**WRITTEN PROBLEM**
Below are the records. Gather each line that holds "React".

**SUPPLIED RECORDS**
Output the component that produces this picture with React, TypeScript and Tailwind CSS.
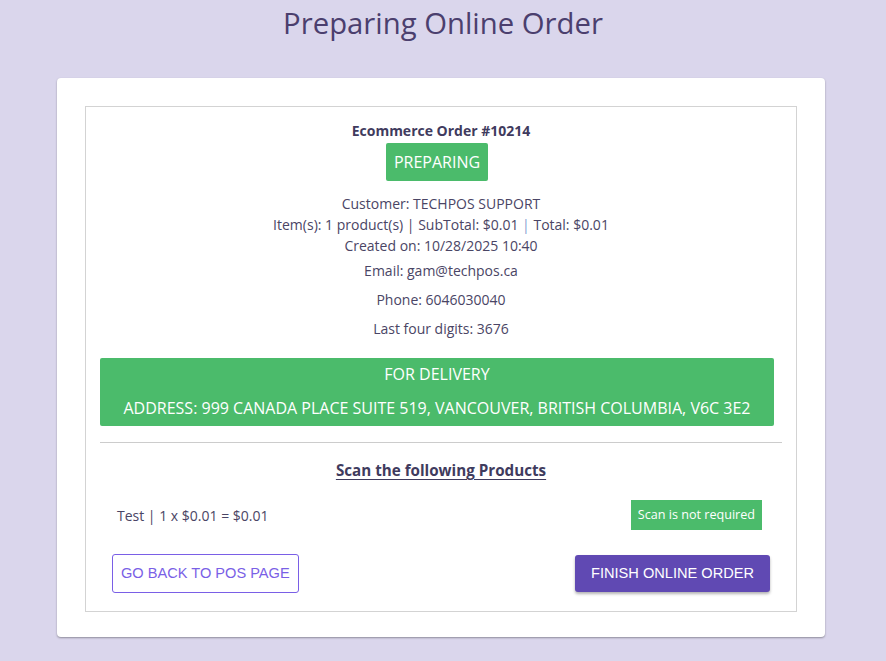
const GREEN = "bg-[#4bbb6b]";

function InfoLine({ children, className = "" }: { children: React.ReactNode; className?: string }) {
  return <p className={"text-[14px] leading-[21px] text-[#4a4565] " + className}>{children}</p>;
}

export default function App() {
  return (
    <div className="min-h-[661px] bg-[#dad6ec] font-['Open_Sans',sans-serif] pb-[26px]">
      <h1 className="pt-[4px] text-center text-[29.3px] leading-[38px] text-[#4b3f6e]">
        Preparing Online Order
      </h1>

      <div className="ml-[57px] mt-[36px] w-[768px] rounded-[4px] bg-white px-[28px] pt-[28px] pb-[25px] shadow-[0_1px_2px_rgba(0,0,0,0.35)]">
        <div className="border border-[#d3d3d3] px-[14px] pt-[15px] pb-[18px]">
          <div className="flex flex-col items-center">
            <h2 className="text-[14px] font-bold leading-[18px] text-[#3f3b5e]">Ecommerce Order #10214</h2>
            <span className={GREEN + " mt-[3px] mr-[8px] rounded-[2px] px-[8px] py-[7px] text-[16px] leading-[24px] text-white"}>
              PREPARING
            </span>
            <div className="mt-[12px] flex flex-col items-center">
              <InfoLine>Customer: TECHPOS SUPPORT</InfoLine>
              <InfoLine>
                Item(s): 1 product(s) | SubTotal: $0.01 <span className="text-[#7f9ad0]">|</span> Total: $0.01
              </InfoLine>
              <InfoLine>Created on: 10/28/2025 10:40</InfoLine>
              <InfoLine className="mt-[4px]">Email: gam@techpos.ca</InfoLine>
              <InfoLine className="mt-[8px]">Phone: 6046030040</InfoLine>
              <InfoLine className="mt-[8px]">Last four digits: 3676</InfoLine>
            </div>
          </div>

          <div className="mt-[19px] mr-[8px] text-center text-[16px] text-white">
            <div className={GREEN + " rounded-t-[2px] py-[4px] leading-[24px]"}>FOR DELIVERY</div>
            <div className={GREEN + " rounded-b-[2px] py-[6px] leading-[24px]"}>
              ADDRESS: 999 CANADA PLACE SUITE 519, VANCOUVER, BRITISH COLUMBIA, V6C 3E2
            </div>
          </div>

          <hr className="mt-[16px] border-t border-[#cccccc]" />

          <h3 className="mt-[16px] text-center text-[15.2px] font-bold leading-[22px] text-[#3f3b5e] underline underline-offset-[3px]">
            Scan the following Products
          </h3>

          <div className="mt-[19px] flex items-center justify-between pl-[17px] pr-[20px]">
            <span className="text-[14px] text-[#4a4565]">Test | 1 x $0.01 = $0.01</span>
            <span className={GREEN + " px-[7px] py-[5px] text-[12.6px] leading-[20px] text-white"}>
              Scan is not required
            </span>
          </div>

          <div className="mt-[24px] flex items-center justify-between px-[12px] font-['Liberation_Sans',Arial,sans-serif]">
            <button className="h-[39px] rounded-[3px] border border-[#7a5fe6] px-[8px] text-[14.6px] text-[#7a5fe6]">
              GO BACK TO POS PAGE
            </button>
            <button className="h-[37px] rounded-[3px] bg-[#6049b3] px-[16px] text-[14.6px] text-white shadow-[0_2px_3px_rgba(0,0,0,0.3)]">
              FINISH ONLINE ORDER
            </button>
          </div>
        </div>
      </div>
    </div>
  );
}
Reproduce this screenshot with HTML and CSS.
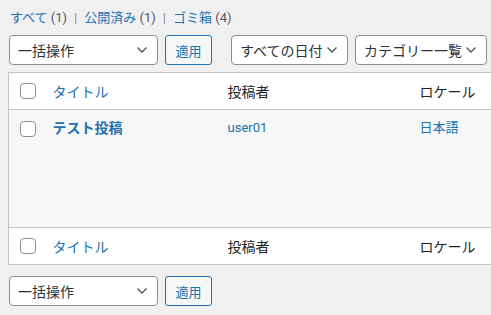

**WRITTEN REPLY**
Output the component that produces this picture with React, TypeScript and Tailwind CSS.
function InfoLine({ children, className = "" }: { children: React.ReactNode; className?: string }) {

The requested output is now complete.